━━ MATERIAL SHOWN ━━

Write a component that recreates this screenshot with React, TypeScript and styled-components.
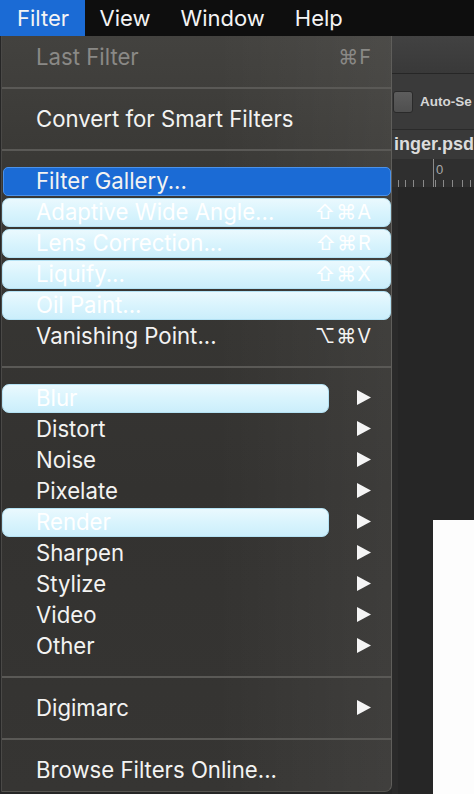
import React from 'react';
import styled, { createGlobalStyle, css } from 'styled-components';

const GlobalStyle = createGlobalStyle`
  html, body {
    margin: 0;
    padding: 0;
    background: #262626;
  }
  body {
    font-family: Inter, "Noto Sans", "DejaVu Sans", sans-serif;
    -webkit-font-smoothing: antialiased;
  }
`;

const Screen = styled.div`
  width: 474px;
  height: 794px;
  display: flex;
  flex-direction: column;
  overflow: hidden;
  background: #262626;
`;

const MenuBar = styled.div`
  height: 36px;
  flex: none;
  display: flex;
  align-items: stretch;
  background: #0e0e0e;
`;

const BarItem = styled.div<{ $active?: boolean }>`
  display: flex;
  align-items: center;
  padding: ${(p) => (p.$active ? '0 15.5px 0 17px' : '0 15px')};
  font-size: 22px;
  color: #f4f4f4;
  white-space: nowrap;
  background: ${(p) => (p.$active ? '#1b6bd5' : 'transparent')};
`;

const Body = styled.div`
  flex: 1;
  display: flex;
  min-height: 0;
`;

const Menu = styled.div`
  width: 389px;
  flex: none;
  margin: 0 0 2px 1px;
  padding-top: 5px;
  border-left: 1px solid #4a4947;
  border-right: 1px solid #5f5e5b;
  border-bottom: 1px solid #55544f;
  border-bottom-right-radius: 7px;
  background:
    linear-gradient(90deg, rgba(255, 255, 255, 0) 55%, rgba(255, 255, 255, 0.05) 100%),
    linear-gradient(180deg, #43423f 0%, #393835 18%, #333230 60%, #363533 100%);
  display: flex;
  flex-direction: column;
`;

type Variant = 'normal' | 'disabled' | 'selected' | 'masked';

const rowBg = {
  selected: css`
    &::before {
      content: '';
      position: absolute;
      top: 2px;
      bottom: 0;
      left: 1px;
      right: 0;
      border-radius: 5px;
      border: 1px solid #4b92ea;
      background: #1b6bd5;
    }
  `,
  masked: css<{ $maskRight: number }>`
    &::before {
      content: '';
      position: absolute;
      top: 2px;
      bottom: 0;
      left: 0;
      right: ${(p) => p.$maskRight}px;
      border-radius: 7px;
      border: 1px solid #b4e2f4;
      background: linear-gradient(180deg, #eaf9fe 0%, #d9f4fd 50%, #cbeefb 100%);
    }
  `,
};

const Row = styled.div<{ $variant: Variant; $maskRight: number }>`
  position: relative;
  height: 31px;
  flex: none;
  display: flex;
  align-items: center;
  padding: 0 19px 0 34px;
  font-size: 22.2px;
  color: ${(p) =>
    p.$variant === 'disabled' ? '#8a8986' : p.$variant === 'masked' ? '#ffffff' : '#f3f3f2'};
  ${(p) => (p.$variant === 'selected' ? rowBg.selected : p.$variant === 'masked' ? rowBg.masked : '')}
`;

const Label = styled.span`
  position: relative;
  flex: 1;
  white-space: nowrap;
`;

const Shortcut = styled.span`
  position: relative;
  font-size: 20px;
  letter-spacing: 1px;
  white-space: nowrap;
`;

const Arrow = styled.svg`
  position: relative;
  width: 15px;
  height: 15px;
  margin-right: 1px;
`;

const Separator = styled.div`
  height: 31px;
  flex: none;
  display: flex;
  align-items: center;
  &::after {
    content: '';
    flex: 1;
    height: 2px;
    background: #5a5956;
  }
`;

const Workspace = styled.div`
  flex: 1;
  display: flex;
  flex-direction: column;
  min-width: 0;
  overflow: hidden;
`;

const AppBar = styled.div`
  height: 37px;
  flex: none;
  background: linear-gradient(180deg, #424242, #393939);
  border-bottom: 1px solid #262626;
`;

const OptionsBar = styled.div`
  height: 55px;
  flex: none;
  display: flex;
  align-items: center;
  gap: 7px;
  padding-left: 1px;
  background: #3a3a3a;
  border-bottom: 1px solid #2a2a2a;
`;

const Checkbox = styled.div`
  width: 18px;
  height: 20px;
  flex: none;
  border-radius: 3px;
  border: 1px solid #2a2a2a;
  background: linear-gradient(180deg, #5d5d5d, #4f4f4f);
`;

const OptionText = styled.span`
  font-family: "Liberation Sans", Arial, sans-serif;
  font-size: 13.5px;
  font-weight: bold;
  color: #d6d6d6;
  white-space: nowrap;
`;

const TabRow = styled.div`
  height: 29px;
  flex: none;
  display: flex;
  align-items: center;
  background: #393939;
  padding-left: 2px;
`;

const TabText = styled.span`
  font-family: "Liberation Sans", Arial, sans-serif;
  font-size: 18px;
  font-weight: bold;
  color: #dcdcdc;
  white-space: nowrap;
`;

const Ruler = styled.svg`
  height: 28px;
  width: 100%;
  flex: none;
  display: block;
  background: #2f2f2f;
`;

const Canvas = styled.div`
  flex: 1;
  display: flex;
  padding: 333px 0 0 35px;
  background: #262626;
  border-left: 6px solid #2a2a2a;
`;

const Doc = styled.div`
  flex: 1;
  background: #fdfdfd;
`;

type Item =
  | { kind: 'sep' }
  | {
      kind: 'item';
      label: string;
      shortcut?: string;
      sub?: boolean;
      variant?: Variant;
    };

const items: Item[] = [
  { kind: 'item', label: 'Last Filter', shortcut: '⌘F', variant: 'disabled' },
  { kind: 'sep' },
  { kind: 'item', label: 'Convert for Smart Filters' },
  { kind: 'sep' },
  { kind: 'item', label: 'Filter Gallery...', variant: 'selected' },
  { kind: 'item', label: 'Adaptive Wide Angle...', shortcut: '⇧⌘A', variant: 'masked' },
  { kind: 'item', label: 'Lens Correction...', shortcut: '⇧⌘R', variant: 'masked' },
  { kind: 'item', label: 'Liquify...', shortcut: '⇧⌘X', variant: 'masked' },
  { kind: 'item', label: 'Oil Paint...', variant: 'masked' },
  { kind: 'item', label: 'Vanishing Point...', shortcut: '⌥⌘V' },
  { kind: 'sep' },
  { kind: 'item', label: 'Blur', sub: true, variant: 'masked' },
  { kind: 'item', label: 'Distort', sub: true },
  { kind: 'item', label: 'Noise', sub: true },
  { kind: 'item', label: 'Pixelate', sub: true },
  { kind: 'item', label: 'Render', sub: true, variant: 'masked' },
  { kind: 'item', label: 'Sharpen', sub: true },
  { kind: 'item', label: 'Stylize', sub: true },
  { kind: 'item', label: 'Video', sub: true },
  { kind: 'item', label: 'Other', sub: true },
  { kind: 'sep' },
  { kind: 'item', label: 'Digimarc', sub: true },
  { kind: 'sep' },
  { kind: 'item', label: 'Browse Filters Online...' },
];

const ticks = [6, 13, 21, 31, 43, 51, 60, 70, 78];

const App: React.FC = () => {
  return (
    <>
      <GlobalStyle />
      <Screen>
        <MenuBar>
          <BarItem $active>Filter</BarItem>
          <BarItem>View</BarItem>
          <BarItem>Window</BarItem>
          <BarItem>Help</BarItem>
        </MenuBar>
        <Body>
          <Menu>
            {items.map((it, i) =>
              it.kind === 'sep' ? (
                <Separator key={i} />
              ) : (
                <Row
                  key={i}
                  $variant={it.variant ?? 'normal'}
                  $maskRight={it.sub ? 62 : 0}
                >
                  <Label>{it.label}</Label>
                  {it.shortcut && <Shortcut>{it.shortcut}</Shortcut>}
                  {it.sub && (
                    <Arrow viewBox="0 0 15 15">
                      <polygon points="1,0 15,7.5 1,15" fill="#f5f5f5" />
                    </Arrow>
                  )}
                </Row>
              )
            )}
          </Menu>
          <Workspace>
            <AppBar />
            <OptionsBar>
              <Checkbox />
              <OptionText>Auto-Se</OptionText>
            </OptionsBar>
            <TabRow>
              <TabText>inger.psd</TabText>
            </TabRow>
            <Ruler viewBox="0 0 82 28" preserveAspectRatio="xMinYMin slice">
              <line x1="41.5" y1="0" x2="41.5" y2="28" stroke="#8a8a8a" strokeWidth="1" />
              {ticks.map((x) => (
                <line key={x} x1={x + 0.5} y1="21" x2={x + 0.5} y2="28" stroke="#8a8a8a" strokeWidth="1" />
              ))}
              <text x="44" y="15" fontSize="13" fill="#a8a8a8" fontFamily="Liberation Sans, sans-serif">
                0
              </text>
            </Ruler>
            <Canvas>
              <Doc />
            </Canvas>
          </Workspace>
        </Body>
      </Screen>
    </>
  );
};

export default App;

━━━
━━ MATERIAL SHOWN ━━

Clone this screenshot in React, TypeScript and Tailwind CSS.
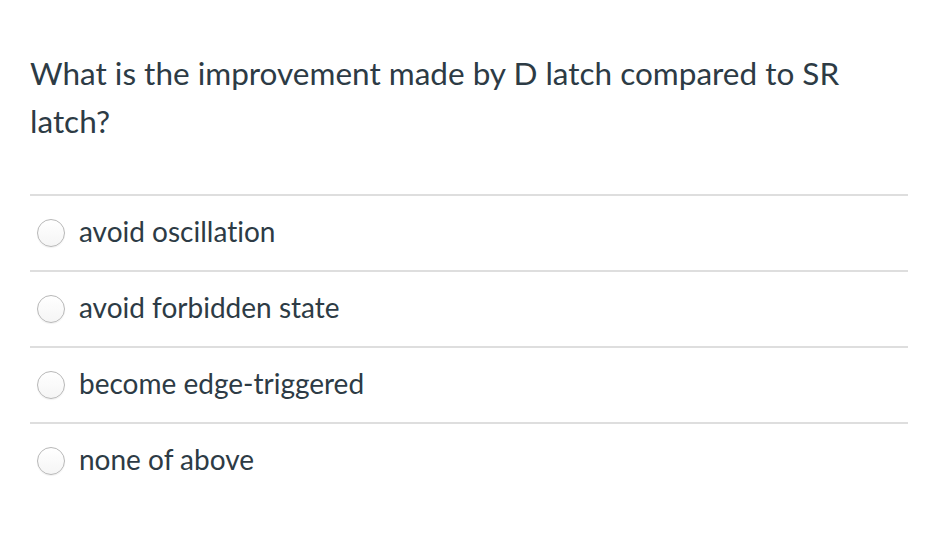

━━━

Copy each line containing the word "React" from the data.

> _SOLUTION TO THIS EXERCISE_:
Write a component that recreates this screenshot with React, TypeScript and styled-components.
import React from 'react';
const App: React.FC = () => {
Clone this screenshot in React, TypeScript and Tailwind CSS.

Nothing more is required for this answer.